Processo per la strage di piazza della Loggia, la superteste conferma le accuse contro i due neofascisti veronesi.
Giornata cruciale quella di ieri, giovedì 19, nel processo per la strage di Piazza della Loggia, che si sta tenendo davanti al Tribunale dei Minori di Brescia. L’attenzione era tutta puntata su Ombretta Giacomazzi, la testimone chiave. Sul banco degli imputati, Marco Toffaloni, veronese che nel 1974 aveva appena 16 anni.

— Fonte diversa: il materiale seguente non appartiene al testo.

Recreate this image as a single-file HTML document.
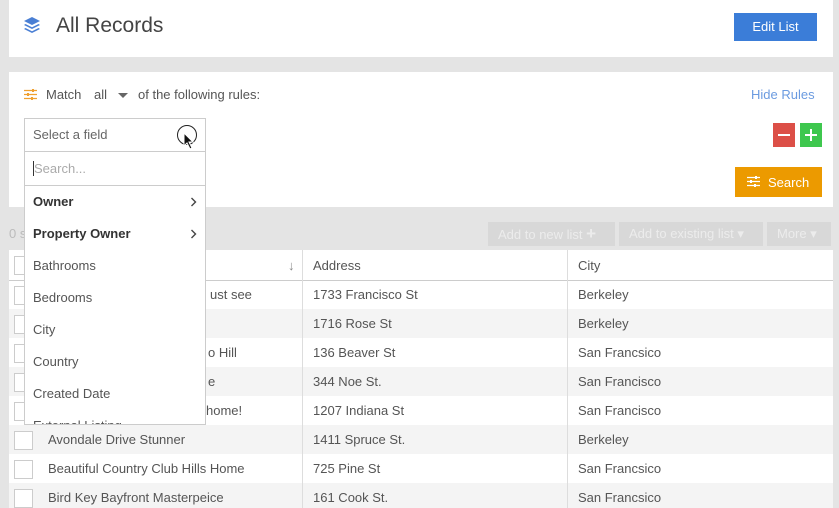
<!DOCTYPE html>
<html><head><style>
*{box-sizing:border-box;margin:0;padding:0}
html,body{width:839px;height:508px;overflow:hidden}
body{background:#e4e4e4;font-family:"Liberation Sans",sans-serif;position:relative;color:#555}
.abs{position:absolute}
.t{font-size:13px;white-space:nowrap}
</style></head><body>
<div class="abs" style="left:9px;top:0;width:824px;height:57px;background:#fff"></div>
<svg class="abs" style="left:23px;top:16px" width="18" height="19" viewBox="0 0 18 19"><path d="M9 1L17 5 9 9 1 5Z" fill="#4a7fd4"/><path d="M2.5 8L9 11.2 15.5 8 17 9 9 13 1 9Z" fill="#4a7fd4"/><path d="M2.5 12L9 15.2 15.5 12 17 13 9 17 1 13Z" fill="#4a7fd4"/></svg>
<div class="abs" style="left:56px;top:14px;font-size:21px;color:#444">All Records</div>
<div class="abs t" style="left:734px;top:13px;width:83px;height:28px;background:#3b7dd8;color:#fff;text-align:center;line-height:28px">Edit List</div>

<div class="abs" style="left:9px;top:72px;width:824px;height:135px;background:#fff"></div>
<svg class="abs" style="left:24px;top:89px" width="13" height="11"><g stroke="#f0a030" stroke-width="1.3"><path d="M0 1.5H13M0 5.5H13M0 9.5H13"/></g><g fill="#f0a030"><rect x="8" y="0" width="2" height="3"/><rect x="3" y="4" width="2" height="3"/><rect x="7" y="8" width="2" height="3"/></g></svg>
<div class="abs t" style="left:46px;top:87px">Match</div>
<div class="abs t" style="left:94px;top:87px">all</div>
<div class="abs" style="left:118px;top:93px;border:5px solid transparent;border-top:5px solid #666;border-bottom:0"></div>
<div class="abs t" style="left:138px;top:87px">of the following rules:</div>
<div class="abs t" style="left:751px;top:87px;color:#6b9be0">Hide Rules</div>
<div class="abs" style="left:773px;top:123px;width:22px;height:24px;background:#dc4f47"><div class="abs" style="left:5px;top:11px;width:12px;height:2px;background:#fff"></div></div>
<div class="abs" style="left:800px;top:123px;width:22px;height:24px;background:#3ec74e"><div class="abs" style="left:5px;top:11px;width:12px;height:2px;background:#fff"></div><div class="abs" style="left:10px;top:6px;width:2px;height:12px;background:#fff"></div></div>
<div class="abs" style="left:735px;top:167px;width:87px;height:30px;background:#ec9a00"></div>
<svg class="abs" style="left:747px;top:176px" width="13" height="11"><g stroke="#fff" stroke-width="1.3"><path d="M0 1.5H13M0 5.5H13M0 9.5H13"/></g><g fill="#fff"><rect x="8" y="0" width="2" height="3"/><rect x="3" y="4" width="2" height="3"/><rect x="7" y="8" width="2" height="3"/></g></svg>
<div class="abs t" style="left:768px;top:175px;color:#fff">Search</div>

<div class="abs t" style="left:9px;top:226px;color:#bbb">0 s</div>
<div class="abs t" style="left:488px;top:222px;width:127px;height:24px;background:#d8d8d8;color:#ececec;line-height:24px;padding-left:10px">Add to new list <b style="font-size:17px">+</b></div>
<div class="abs t" style="left:619px;top:222px;width:144px;height:24px;background:#d8d8d8;color:#ececec;line-height:24px;padding-left:10px">Add to existing list ▾</div>
<div class="abs t" style="left:767px;top:222px;width:64px;height:24px;background:#d8d8d8;color:#ececec;line-height:24px;padding-left:10px">More ▾</div>

<div class="abs" style="left:9px;top:250px;width:824px;height:258px;background:#fff"></div>
<div class="abs" style="left:9px;top:280px;width:824px;height:1px;background:#ccc"></div>
<div class="abs t" style="left:288px;top:258px;color:#888">↓</div>
<div class="abs t" style="left:313px;top:258px">Address</div>
<div class="abs t" style="left:578px;top:258px">City</div>
<div class="abs" style="left:14px;top:256px;width:19px;height:19px;border:1px solid #ccc;background:#fff"></div>

<div class="abs" style="left:9px;top:309px;width:824px;height:29px;background:#f4f4f4"></div>
<div class="abs" style="left:9px;top:367px;width:824px;height:29px;background:#f4f4f4"></div>
<div class="abs" style="left:9px;top:425px;width:824px;height:29px;background:#f4f4f4"></div>
<div class="abs" style="left:9px;top:483px;width:824px;height:29px;background:#f4f4f4"></div>
<div class="abs" style="left:302px;top:250px;width:1px;height:258px;background:#ddd"></div>
<div class="abs" style="left:567px;top:250px;width:1px;height:258px;background:#ddd"></div>

<div class="abs" style="left:14px;top:286px;width:19px;height:19px;border:1px solid #ccc;background:#fff"></div>
<div class="abs" style="left:14px;top:315px;width:19px;height:19px;border:1px solid #ccc;background:#fff"></div>
<div class="abs" style="left:14px;top:344px;width:19px;height:19px;border:1px solid #ccc;background:#fff"></div>
<div class="abs" style="left:14px;top:373px;width:19px;height:19px;border:1px solid #ccc;background:#fff"></div>
<div class="abs" style="left:14px;top:402px;width:19px;height:19px;border:1px solid #ccc;background:#fff"></div>
<div class="abs" style="left:14px;top:431px;width:19px;height:19px;border:1px solid #ccc;background:#fff"></div>
<div class="abs" style="left:14px;top:460px;width:19px;height:19px;border:1px solid #ccc;background:#fff"></div>
<div class="abs" style="left:14px;top:489px;width:19px;height:19px;border:1px solid #ccc;background:#fff"></div>

<div class="abs t" style="left:210px;top:287px">ust see</div>
<div class="abs t" style="left:208px;top:345px">o Hill</div>
<div class="abs t" style="left:208px;top:374px">e</div>
<div class="abs t" style="left:206px;top:403px">home!</div>
<div class="abs t" style="left:48px;top:432px">Avondale Drive Stunner</div>
<div class="abs t" style="left:48px;top:461px">Beautiful Country Club Hills Home</div>
<div class="abs t" style="left:48px;top:490px">Bird Key Bayfront Masterpeice</div>

<div class="abs t" style="left:313px;top:287px">1733 Francisco St</div>
<div class="abs t" style="left:313px;top:316px">1716 Rose St</div>
<div class="abs t" style="left:313px;top:345px">136 Beaver St</div>
<div class="abs t" style="left:313px;top:374px">344 Noe St.</div>
<div class="abs t" style="left:313px;top:403px">1207 Indiana St</div>
<div class="abs t" style="left:313px;top:432px">1411 Spruce St.</div>
<div class="abs t" style="left:313px;top:461px">725 Pine St</div>
<div class="abs t" style="left:313px;top:490px">161 Cook St.</div>
<div class="abs t" style="left:578px;top:287px">Berkeley</div>
<div class="abs t" style="left:578px;top:316px">Berkeley</div>
<div class="abs t" style="left:578px;top:345px">San Francsico</div>
<div class="abs t" style="left:578px;top:374px">San Francisco</div>
<div class="abs t" style="left:578px;top:403px">San Francisco</div>
<div class="abs t" style="left:578px;top:432px">Berkeley</div>
<div class="abs t" style="left:578px;top:461px">San Francsico</div>
<div class="abs t" style="left:578px;top:490px">San Francsico</div>

<!-- dropdown -->
<div class="abs" style="left:24px;top:118px;width:182px;height:307px;background:#fff;border:1px solid #ccc;overflow:hidden">
  <div class="abs t" style="left:8px;top:8px;color:#666">Select a field</div>
  <div class="abs" style="left:152px;top:6px;width:20px;height:20px;border:1.5px solid #222;border-radius:50%"></div>
  <div class="abs" style="left:0;top:32px;width:182px;height:1px;background:#ccc"></div>
  <div class="abs" style="left:8px;top:42px;width:1px;height:15px;background:#333"></div>
  <div class="abs t" style="left:9px;top:42px;color:#aaa">Search...</div>
  <div class="abs" style="left:0;top:66px;width:182px;height:1px;background:#ccc"></div>
  <div class="abs t" style="left:8px;top:75px;font-weight:bold;color:#333">Owner</div>
  <svg class="abs" style="left:165px;top:78px" width="7" height="10"><path d="M1.5 1L5.5 5 1.5 9" fill="none" stroke="#444" stroke-width="1.4"/></svg>
  <div class="abs t" style="left:8px;top:107px;font-weight:bold;color:#333">Property Owner</div>
  <svg class="abs" style="left:165px;top:110px" width="7" height="10"><path d="M1.5 1L5.5 5 1.5 9" fill="none" stroke="#444" stroke-width="1.4"/></svg>
  <div class="abs t" style="left:8px;top:139px">Bathrooms</div>
  <div class="abs t" style="left:8px;top:171px">Bedrooms</div>
  <div class="abs t" style="left:8px;top:203px">City</div>
  <div class="abs t" style="left:8px;top:235px">Country</div>
  <div class="abs t" style="left:8px;top:267px">Created Date</div>
  <div class="abs t" style="left:8px;top:299px">External Listing</div>
</div>
<svg class="abs" style="left:183px;top:132px" width="12" height="18"><path d="M1 1L1 14 4 11 7 17 9 16 6 10 10 10Z" fill="#111" stroke="#fff" stroke-width="1"/></svg>
</body></html>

Giacomazzi, figlia dei proprietari di una pizzeria di Brescia frequentata da neofascisti, aveva avuto una relazione con Silvio Ferrari, giovane militante di estrema destra morto pochi giorni prima della strage. Ferrari perse la vita in un’esplosione mentre trasportava esplosivo a bordo della sua Vespa, destinato a un attentato. Il suo nome è spesso stato legato ai movimenti neofascisti del periodo.
Confermate le accuse.
Entrando in tribunale attraverso un ingresso secondario per evitare i giornalisti, Ombretta Giacomazzi ha affrontato un’udienza a porte chiuse in cui ha confermato le pesanti accuse già fornite in fase di indagine. La sua testimonianza ha ribadito il coinvolgimento di Marco Toffaloni nell’esecuzione materiale della strage di Brescia, insieme all’altro veronese, Roberto Zorzi, attualmente imputato davanti alla Corte d’Assise di Brescia e residente negli Stati Uniti.
Giacomazzi, già coinvolta nella prima inchiesta, era stata incarcerata per otto mesi prima di essere assolta, insieme a tutti gli altri imputati del primo processo. Nel corso dell’udienza di giovedì ha offerto dettagli inediti relativi alla preparazione e alla successiva esecuzione della strage, sollevando un velo su eventi rimasti a lungo nell’ombra.
La strage di piazza della Loggia, avvenuta il 28 maggio 1974 durante una manifestazione antifascista, causò la morte di otto persone e il ferimento di oltre cento, segnando profondamente la storia del terrorismo nero in Italia.